The problem >>
Copy every line of the listing that holds the string "code".

Supplied data >>
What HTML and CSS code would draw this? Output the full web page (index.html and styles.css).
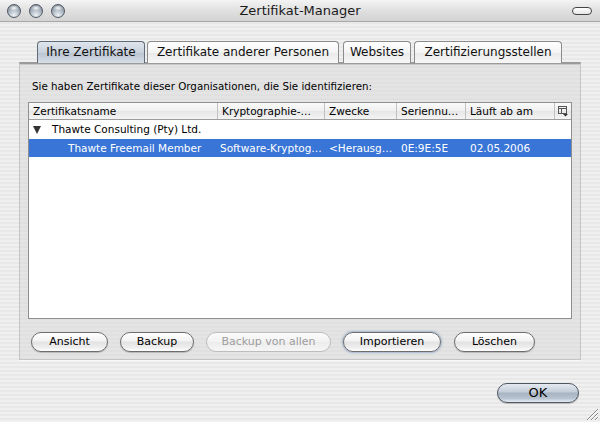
FILE: index.html
```html
<!DOCTYPE html>
<html lang="de">
<head>
<meta charset="utf-8">
<title>Zertifikat-Manager</title>
<link rel="stylesheet" href="styles.css">
</head>
<body>
<div class="window">
  <div class="titlebar">
    <div class="lights">
      <span class="light"></span><span class="light"></span><span class="light"></span>
    </div>
    <div class="title">Zertifikat-Manager</div>
    <span class="pill"></span>
  </div>
  <div class="tabs">
    <div class="tab tab-1 selected">Ihre Zertifikate</div>
    <div class="tab tab-2">Zertifikate anderer Personen</div>
    <div class="tab tab-3">Websites</div>
    <div class="tab tab-4">Zertifizierungsstellen</div>
  </div>
  <div class="groupbox">
    <div class="intro">Sie haben Zertifikate dieser Organisationen, die Sie identifizieren:</div>
    <div class="table">
      <div class="row header">
        <div class="cell">Zertifikatsname</div>
        <div class="cell">Kryptographie-…</div>
        <div class="cell">Zwecke</div>
        <div class="cell">Seriennu…</div>
        <div class="cell">Läuft ab am</div>
        <div class="cell picker">
          <svg width="11" height="11" viewBox="0 0 11 11">
            <rect x="0.5" y="0.5" width="8" height="7" fill="none" stroke="#555"/>
            <line x1="0.5" y1="2.5" x2="8.5" y2="2.5" stroke="#555"/>
            <line x1="3.5" y1="2.5" x2="3.5" y2="7.5" stroke="#555"/>
            <path d="M5 8 L10 8 L7.5 10.5 Z" fill="#333"/>
          </svg>
        </div>
      </div>
      <div class="row group">
        <div class="cell span"><span class="tri"></span>Thawte Consulting (Pty) Ltd.</div>
      </div>
      <div class="row item selected">
        <div class="cell indent">Thawte Freemail Member</div>
        <div class="cell">Software-Kryptog…</div>
        <div class="cell">&lt;Herausg…</div>
        <div class="cell">0E:9E:5E</div>
        <div class="cell">02.05.2006</div>
        <div class="cell"></div>
      </div>
    </div>
    <div class="buttons">
      <button class="btn b-ansicht">Ansicht</button>
      <button class="btn b-backup">Backup</button>
      <button class="btn b-all" disabled>Backup von allen</button>
      <button class="btn b-import focus">Importieren</button>
      <button class="btn b-loeschen">Löschen</button>
    </div>
  </div>
  <div class="footer">
    <button class="btn ok">OK</button>
  </div>
  <svg class="grip" width="14" height="14" viewBox="0 0 14 14">
    <path d="M2 13 L13 2 M6 13 L13 6 M10 13 L13 10" stroke="#8a8a8a" stroke-width="1"/>
    <path d="M3 13 L13 3 M7 13 L13 7 M11 13 L13 11" stroke="#fff" stroke-width="1"/>
  </svg>
</div>
</body>
</html>
```
FILE: styles.css
```css
html, body {
  margin: 0;
  padding: 0;
}
body {
  width: 600px;
  height: 422px;
  overflow: hidden;
  font-family: "DejaVu Sans", "Noto Sans", sans-serif;
  color: #000;
}
.window {
  position: relative;
  width: 600px;
  height: 422px;
  background: repeating-linear-gradient(to bottom, #f0f0f0 0, #f0f0f0 2px, #e8e8e8 2px, #e8e8e8 4px);
  display: flex;
  flex-direction: column;
}
.titlebar {
  height: 22px;
  box-sizing: border-box;
  border-bottom: 1px solid #a9a9a9;
  background: linear-gradient(to bottom, #f4f4f4, #e0e0e0 50%, #d3d3d3);
  display: flex;
  align-items: center;
  position: relative;
}
.lights {
  display: flex;
  gap: 8px;
  padding-left: 7px;
}
.light {
  width: 14px;
  height: 14px;
  box-sizing: border-box;
  border-radius: 50%;
  border: 1px solid #4f5761;
  background:
    radial-gradient(ellipse 5px 3px at 50% 25%, rgba(255,255,255,0.95), rgba(255,255,255,0) 100%),
    radial-gradient(circle at 50% 85%, #eef2f6 0, #a3aebb 55%, #6f7a87 100%);
}
.title {
  position: absolute;
  left: 0;
  right: 0;
  text-align: center;
  font-size: 13px;
  color: #1a1a1a;
  top: 3px;
}
.pill {
  position: absolute;
  right: 8px;
  top: 7px;
  width: 20px;
  height: 8px;
  box-sizing: border-box;
  border: 1.5px solid #444;
  border-radius: 5px;
  background: linear-gradient(#fff, #e6e6e6);
}
.tabs {
  display: flex;
  padding-left: 37px;
  margin-top: 19px;
  height: 22px;
  position: relative;
  z-index: 2;
}
.tab {
  box-sizing: border-box;
  height: 22px;
  border: 1px solid #8b8b8b;
  border-bottom: none;
  border-radius: 4px 4px 0 0;
  background: linear-gradient(to bottom, #ffffff, #f4f4f4 50%, #e9e9e9 51%, #f7f7f7);
  font-size: 12px;
  line-height: 21px;
  text-align: center;
  color: #111;
  white-space: nowrap;
}
.tab.selected {
  background: linear-gradient(to bottom, #dfe5ec, #c8d1dc 50%, #b9c4d1 51%, #d6dee8);
  border-color: #5f6b78;
}
.tab-1 { width: 108px; }
.tab-2 { width: 192px; margin-left: 2px; }
.tab-3 { width: 68px; margin-left: 4px; }
.tab-4 { width: 148px; margin-left: 3px; }
.groupbox {
  margin: -1px 19px 0 19px;
  height: 298px;
  box-sizing: border-box;
  border: 1px solid #c4c4c4;
  border-top: 2px solid #9a9a9a;
  box-shadow: 0 1px 0 #f8f8f8, inset 0 1px 0 #c8c8c8;
  background: repeating-linear-gradient(to bottom, #e4e4e4 0, #e4e4e4 2px, #e0e0e0 2px, #e0e0e0 4px);
  padding: 14px 8px 0 8px;
  display: flex;
  flex-direction: column;
}
.intro {
  font-size: 10.3px;
  line-height: 16px;
  padding-left: 4px;
  height: 16px;
  white-space: nowrap;
  margin-bottom: 8px;
}
.table {
  height: 217px;
  flex: none;
  box-sizing: border-box;
  border: 1px solid #8f8f8f;
  background: #fff;
  font-size: 10.5px;
}
.row {
  display: grid;
  grid-template-columns: 189px 107px 72px 69px 89px 16px;
  height: 18px;
  line-height: 18px;
}
.row.header {
  height: 16px;
  line-height: 16px;
  background: linear-gradient(to bottom, #fbfbfb, #efefef 50%, #e6e6e6 51%, #f4f4f4);
  border-bottom: 1px solid #9c9c9c;
}
.header .cell {
  border-right: 1px solid #c2c2c2;
  padding-left: 4px;
}
.header .cell.picker {
  border-right: none;
  padding-left: 3px;
  display: flex;
  align-items: center;
}
.cell {
  white-space: nowrap;
  overflow: hidden;
  padding-left: 4px;
}
.row.group {
  height: 19px;
  line-height: 19px;
}
.group .span {
  grid-column: 1 / -1;
  display: flex;
  align-items: center;
}
.tri {
  width: 0;
  height: 0;
  border-left: 4.5px solid transparent;
  border-right: 4.5px solid transparent;
  border-top: 8px solid #333;
  margin-right: 11px;
}
.row.selected {
  background: #3875d7;
  color: #fff;
}
.indent {
  padding-left: 39px;
}
.row.item .cell:nth-child(2) { padding-left: 2px; }
.buttons {
  display: flex;
  margin-top: 13px;
  padding-left: 3px;
}
.btn {
  font-family: "DejaVu Sans", "Noto Sans", sans-serif;
  font-size: 11px;
  height: 20px;
  box-sizing: border-box;
  border: 1px solid #6d6d6d;
  border-radius: 10px;
  background: linear-gradient(to bottom, #ffffff 0, #f2f2f2 45%, #e2e2e2 50%, #eeeeee 80%, #ffffff 100%);
  box-shadow: 0 1px 1px rgba(0,0,0,0.2);
  color: #000;
  padding: 0;
  line-height: 18px;
}
.btn:disabled {
  color: #9d9d9d;
  border-color: #bdbdbd;
  background: linear-gradient(to bottom, #fbfbfb, #f2f2f2 50%, #ececec 51%, #f6f6f6);
  box-shadow: none;
}
.b-ansicht { width: 77px; }
.b-backup { width: 74px; margin-left: 12px; }
.b-all { width: 125px; margin-left: 12px; }
.b-import { width: 98px; margin-left: 12px; box-shadow: 0 0 2px 1px rgba(120,150,190,0.6); }
.b-loeschen { width: 81px; margin-left: 13px; }
.footer {
  display: flex;
  justify-content: flex-end;
  padding-right: 21px;
  margin-top: 23px;
}
.btn.ok {
  width: 82px;
  height: 20px;
  font-size: 13px;
  border-color: #4f5863;
  background: linear-gradient(to bottom, #e4eaf1 0, #c3ccd7 45%, #a7b3c2 50%, #b8c3d0 80%, #e6ecf2 100%);
}
.grip {
  position: absolute;
  right: 1px;
  bottom: 1px;
}
```
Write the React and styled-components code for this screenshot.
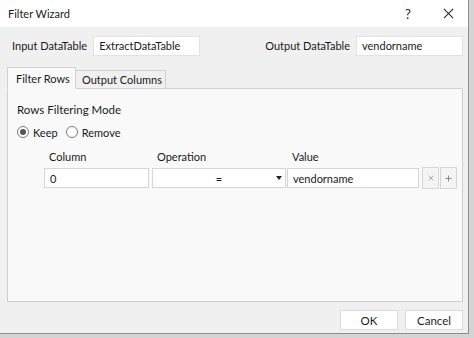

Finished answer >>
What HTML and CSS code would draw this? Output the full web page (index.html and styles.css).
Write the React and styled-components code for this screenshot.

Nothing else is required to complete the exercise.